Still alive, she thinks. Charlie wouldn't give two shits if their father died in his arms. All he cared about was the money. Still, it was nice of him to try.

"He's stable," she says. "For now."

"Good," Charlie says. He drops into the visitor's seat, slinging his coat over the empty one. "Has anyone told mother? Do we know what happened?"

"Mother knows," Roxy says. "She said we're free to use her flat, if we want to." It's closer to the hospital, darling, her mother had said. She'd divorced their father nearly twenty years ago, and barely spoken to him since, so Roxy supposed she should have expected it.

"It looks like it was a mugging gone wrong," she says. The police had said something about CCTV footage; they were still looking into it. Harry Hart was a respected judge, but he never shied away from controversial cases. He had his fair share of enemies, and it wasn't beyond the realm of possibility that someone had staged an attack on him.

"No cops at the door," Charlie says, following her train of thought.

"Just a mugging," Roxy says. Just a mugging, Christ. She'll call the detective tomorrow, though, and check in.

"I'll call," Charlie says. He digs his phone out of his pocket, stabs a number in, and wanders out of the room. She listens to his pleasant, wheedling voice filtering through the door. He always likes to feel important.

The machines beep and whistle and her father lies silently in his bed. She can't even see his eyes, just the familiar jut of his chin and the line of his mouth. His throat is exposed and vulnerable, and she has to resist the urge to tug the blankets up to his chin.

She takes Charlie's empty chair and settles it beside the bed again, and sits down to hold her father's hand a little longer. When Charlie comes back in, looking satisfied and a little-red eyed, he sits gingerly on the edge of the bed.

"Hey, Roxy," he says, "It'll be okay. We can afford the best care you can get. He'll be okay."

"It took you two hours to get here," Roxy says.

"Traffic," Charlie says. "You know how London gets."

"Jesus," Roxy says. She reaches out for her dad, and leans into the hand that Charlie settles on her shoulder. It's his constipated version of being comforting. At least he hasn't mentioned planning for the future yet. She gives it three days.

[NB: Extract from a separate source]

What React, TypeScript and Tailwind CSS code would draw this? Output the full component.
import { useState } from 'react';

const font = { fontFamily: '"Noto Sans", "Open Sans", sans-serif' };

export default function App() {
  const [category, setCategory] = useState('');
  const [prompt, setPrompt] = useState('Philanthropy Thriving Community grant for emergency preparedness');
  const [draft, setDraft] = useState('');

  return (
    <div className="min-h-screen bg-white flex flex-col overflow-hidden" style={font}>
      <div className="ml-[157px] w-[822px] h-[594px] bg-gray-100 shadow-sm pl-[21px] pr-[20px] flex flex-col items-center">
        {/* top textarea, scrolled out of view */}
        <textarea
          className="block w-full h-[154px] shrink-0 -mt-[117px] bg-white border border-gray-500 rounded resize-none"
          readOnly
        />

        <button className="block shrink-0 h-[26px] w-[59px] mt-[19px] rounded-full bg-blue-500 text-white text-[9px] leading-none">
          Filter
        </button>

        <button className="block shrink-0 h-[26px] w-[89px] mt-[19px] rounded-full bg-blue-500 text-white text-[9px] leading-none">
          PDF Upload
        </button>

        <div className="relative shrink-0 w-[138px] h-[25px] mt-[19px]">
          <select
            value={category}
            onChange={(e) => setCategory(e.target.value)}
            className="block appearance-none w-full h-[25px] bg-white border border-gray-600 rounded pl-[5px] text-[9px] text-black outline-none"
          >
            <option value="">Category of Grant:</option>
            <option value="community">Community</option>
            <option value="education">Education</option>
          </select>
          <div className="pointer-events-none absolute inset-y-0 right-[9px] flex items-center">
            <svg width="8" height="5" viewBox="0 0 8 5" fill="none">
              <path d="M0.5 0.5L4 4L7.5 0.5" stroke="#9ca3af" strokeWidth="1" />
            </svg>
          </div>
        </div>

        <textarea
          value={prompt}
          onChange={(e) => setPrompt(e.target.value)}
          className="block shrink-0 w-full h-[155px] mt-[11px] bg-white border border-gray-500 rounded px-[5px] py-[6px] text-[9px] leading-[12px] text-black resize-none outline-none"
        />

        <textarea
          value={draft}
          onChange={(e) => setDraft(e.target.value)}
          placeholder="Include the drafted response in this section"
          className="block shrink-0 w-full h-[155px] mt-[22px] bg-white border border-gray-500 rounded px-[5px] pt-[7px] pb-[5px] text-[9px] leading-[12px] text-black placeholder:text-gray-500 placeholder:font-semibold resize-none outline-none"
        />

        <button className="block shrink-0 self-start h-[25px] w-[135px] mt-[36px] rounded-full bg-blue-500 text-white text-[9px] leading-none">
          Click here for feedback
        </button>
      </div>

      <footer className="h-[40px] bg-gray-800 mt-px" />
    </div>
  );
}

When visiting hours end, she's an exhausted mess, even though she spent most of the day sitting at her father's bedside, working her way through a spate of sympathetic texts from her friends and trying not to snipe at Charlie. Merlin checks in at lunch time, speaking to her brother in the same calming tones he'd used with her earlier, and he comes in again to let them know that visiting hours are over.

"I'll walk you down to the lobby," he says. Roxy trails behind her brother and the doctor, watching them talk without paying much mind to what they're saying. Merlin's card is still in her pocket, his mobile number scrawled on it in nearly-illegible handwriting. She wonders if she should give it to Charlie.

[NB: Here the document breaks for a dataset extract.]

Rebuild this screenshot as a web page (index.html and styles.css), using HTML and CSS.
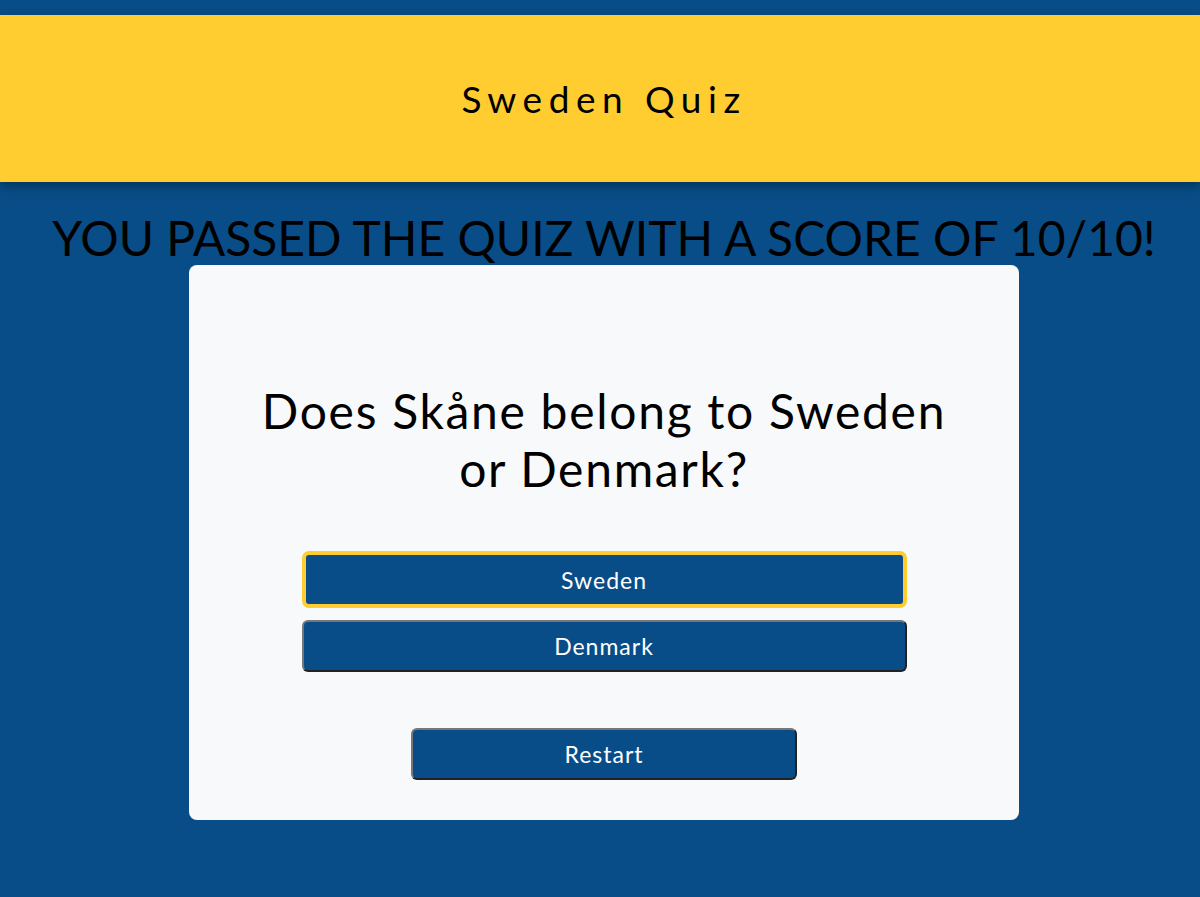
FILE: index.html
```html
<!DOCTYPE html>
<html lang="en">
<head>
<meta charset="utf-8">
<title>Sweden Quiz</title>
<link rel="stylesheet" href="styles.css">
</head>
<body>
<header class="site-header">
  <h1 class="site-title">Sweden Quiz</h1>
</header>
<main class="main">
  <h2 class="score">YOU PASSED THE QUIZ WITH A SCORE OF 10/10!</h2>
  <section class="card">
    <h3 class="question">Does Skåne belong to Sweden or Denmark?</h3>
    <div class="answers">
      <button class="btn answer selected">Sweden</button>
      <button class="btn answer">Denmark</button>
    </div>
    <button class="btn restart">Restart</button>
  </section>
</main>
</body>
</html>
```

FILE: styles.css
```css
html, body {
  margin: 0;
  padding: 0;
}
body {
  background: #084d87;
  font-family: "Lato", "Noto Sans", sans-serif;
  color: #000;
  height: 897px;
  overflow: hidden;
}
.site-header {
  margin-top: 15px;
  height: 167px;
  padding-left: 8px;
  background: #ffcd30;
  box-shadow: 0 4px 10px rgba(0, 0, 0, 0.35);
  display: flex;
  align-items: center;
  justify-content: center;
  position: relative;
}
.site-title {
  margin: 0;
  font-weight: 400;
  font-size: 37px;
  letter-spacing: 6.5px;
  line-height: 1;
}
.main {
  padding-left: 8px;
  display: flex;
  flex-direction: column;
  align-items: center;
}
.score {
  margin: 28px 0 0;
  font-weight: 400;
  font-size: 48px;
  line-height: 56px;
  text-align: center;
  white-space: nowrap;
}
.card {
  box-sizing: border-box;
  width: 830px;
  height: 555px;
  margin-top: -1px;
  background: #f7f9fb;
  border-radius: 8px;
  padding: 117px 0 0;
  display: flex;
  flex-direction: column;
  align-items: center;
}
.question {
  margin: 0;
  width: 700px;
  font-weight: 400;
  font-size: 48px;
  line-height: 58px;
  letter-spacing: 1.7px;
  text-align: center;
}
.answers {
  margin-top: 53px;
  display: flex;
  flex-direction: column;
  gap: 12px;
}
.btn {
  box-sizing: border-box;
  font-family: inherit;
  font-size: 23px;
  letter-spacing: 1px;
  color: #fff;
  background: #084d87;
  border: 2px solid;
  border-color: #777 #222 #222 #777;
  border-radius: 6px;
  padding: 0;
  cursor: pointer;
}
.answer {
  width: 605px;
  height: 52px;
}
.answer.selected {
  height: 57px;
  border: 4px solid #ffcd30;
  border-radius: 7px;
}
.restart {
  margin-top: 56px;
  width: 386px;
  height: 52px;
}
```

When they reach the lobby, she glances over the other people there, wondering how they're coping, what life has thrown at them. There's someone's granny, half-asleep on the uncomfortable waiting couches, and a pair of young parents huddled together in a corner with a doctor. A chav is hunched over the front counter, arguing with the nurse.

Merlin shakes hands with Charlie and then squeezes her shoulders briefly, shaking her out of her study of the waiting room.

"I'll keep you both updated," he says.

The chav looks up at them, frowning.

"Thank you," Charlie says. "There should be, er, police coming along tomorrow."

"Merlin?" the chav says. "Merlin! I've been calling you all day!"

Merlin drops his hands from Roxy's shoulders and looks up at the young man. His brow wrinkles, but he doesn't seem surprised to see him.

"Eggsy," Merlin says. "I'll be with you in a moment."

"Go on home," he says, turning back to Roxy. She nods, looks back at the closed doors that stand between her and her father, and lets Charlie loop an arm through hers.

She glances back over her shoulder again when she heard Merlin speaking.

"I know Eggsy, I know- he's fine. You know how visiting hours work," he's saying. He's pulled the young man into a half-hug, curled an arm around his back.

Charlie tugs on her arm and Roxy follows his lead, heading out into the brisk London evening and her first night of waiting.